Welcome to Park Slope Publishing, a new publishing company based in Park Slope, Brooklyn, a neighborhood filled with writers and editors and home to New York’s literati.

Park Slope Publishing is proud to be part of the publishing revolution, one that embraces the e-readers as the wave of the future. Not only do they provide instant gratification (download a book in a minute), but they are environmentally friendly. However, we also will publish original trade paperbacks, and plan to be available in as many independent bookstores as will have us.


Our publishing house – founded by me and various silent partners – is a different kind of publisher.  I’ve worked on the fringes of the publishing industry for years. I’ve liked much of what I’ve seen but, in some cases, I thought I could do better, so here I go.


If I had to describe what Park Slope Publishing stands for, I would say it is a publisher that thinks more like a reader than a publisher. A publisher thinks about his profit; a reader thinks about story, plot and narrative – all that good stuff.


I love many types of books but not all and, for the moment, my instincts will prevail on what we publish. We hope to grow but never to lose sight of what we enjoy reading.
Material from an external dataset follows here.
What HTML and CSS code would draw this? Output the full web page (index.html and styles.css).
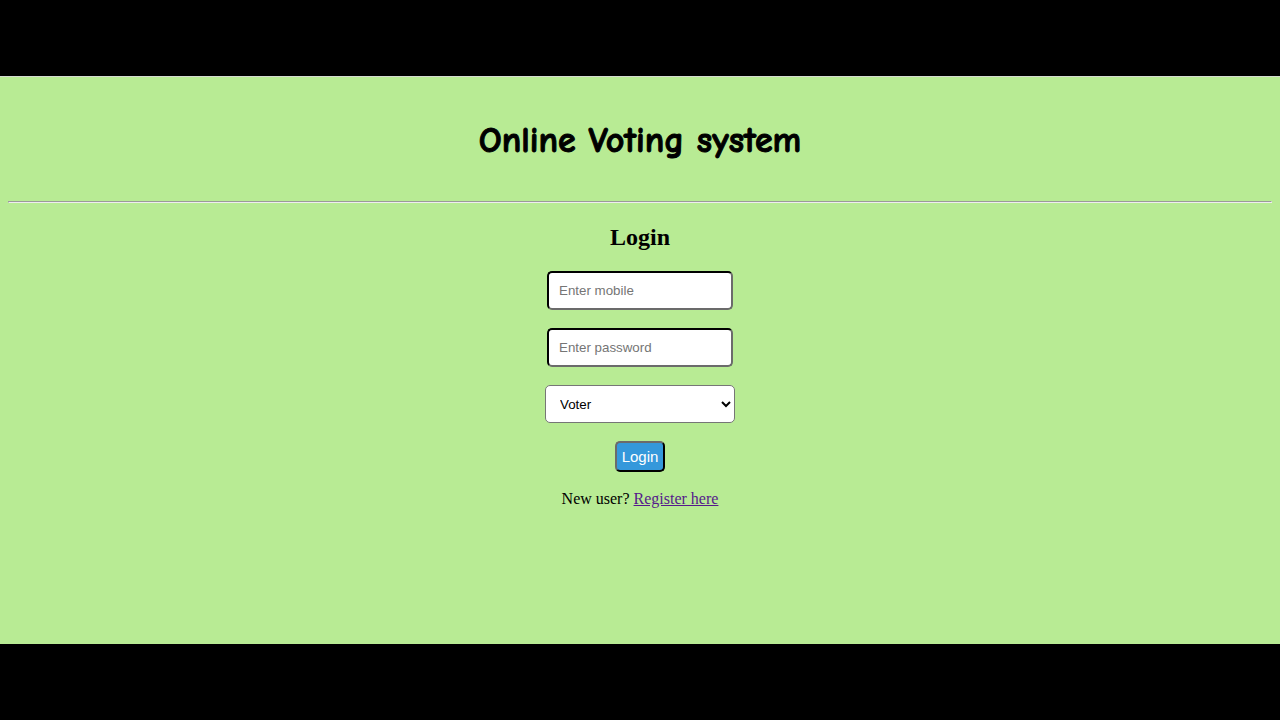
FILE: index.html
```html
<!DOCTYPE html>
<html lang="en">
<head>
    <meta charset="UTF-8">
    <meta name="viewport" content="width=device-width, initial-scale=1.0">
    <title>Online Voting system</title>
    <link rel="stylesheet" href="styles.css">
</head>
<body>
    <main class="page">
        <h1>Online Voting system</h1>
        <hr>
        <h2>Login</h2>
        <form class="login-form">
            <input type="text" name="mobile" placeholder="Enter mobile" aria-label="Mobile">
            <input type="password" name="password" placeholder="Enter password" aria-label="Password">
            <select name="role" aria-label="Role">
                <option value="1">Voter</option>
                <option value="2">Group</option>
            </select>
            <button type="submit">Login</button>
            <p>New user? <a href="#register">Register here</a></p>
        </form>
    </main>
</body>
</html>
```

FILE: styles.css
```css
* {
    box-sizing: border-box;
}
body {
    margin: 0;
    min-height: 100vh;
    padding: 76px 0;
    display: flex;
    background-color: #000;
    font-family: "Liberation Serif", "Times New Roman", serif;
    font-size: 16px;
}
.page {
    flex: 1;
    padding: 0 8px;
    border-top: 1px solid #d5dbd0;
    background-color: #b8eb94;
    text-align: center;
}
h1 {
    margin: 40px 0 36px;
    font-family: "Comic Sans MS", "Comic Neue", "Open Sans", sans-serif;
    font-size: 36px;
    line-height: 48px;
    -webkit-text-stroke: 1px #000;
}
hr {
    margin: 0;
}
h2 {
    margin: 20px 0;
    font-size: 24px;
    line-height: 28px;
}
.login-form {
    display: flex;
    flex-direction: column;
    align-items: center;
    gap: 18px;
}
input,
select {
    border-radius: 5px;
    font-family: "Liberation Sans", Arial, sans-serif;
    background-color: #fff;
}
input {
    width: 186px;
    height: 39px;
    padding: 10px;
    border: 2px solid;
    border-color: #000 #6b6b6b #6b6b6b #000;
}
select {
    width: 190px;
    height: 38px;
    padding: 10px;
    border: 1px solid #767676;
}
button {
    height: 31px;
    padding: 5px;
    border: 2px solid;
    border-color: #6b6b6b #000 #000 #6b6b6b;
    border-radius: 5px;
    background-color: #3498db;
    color: #fff;
    font-family: "Liberation Sans", Arial, sans-serif;
    font-size: 15px;
}
p {
    margin: 0;
    line-height: 18px;
}
a {
    color: #551a8b;
}
```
If we stick to that credo, we believe our books will succeed.


We are thrilled to announce that our first book – a compelling memoir by an award-winning journalist – will be published in April 2012.  We’re very excited that this author decided to go with Park Slope Publishing instead of one of the bigger houses vying for his manuscript. We’ll have much more news about this as the pub date approaches.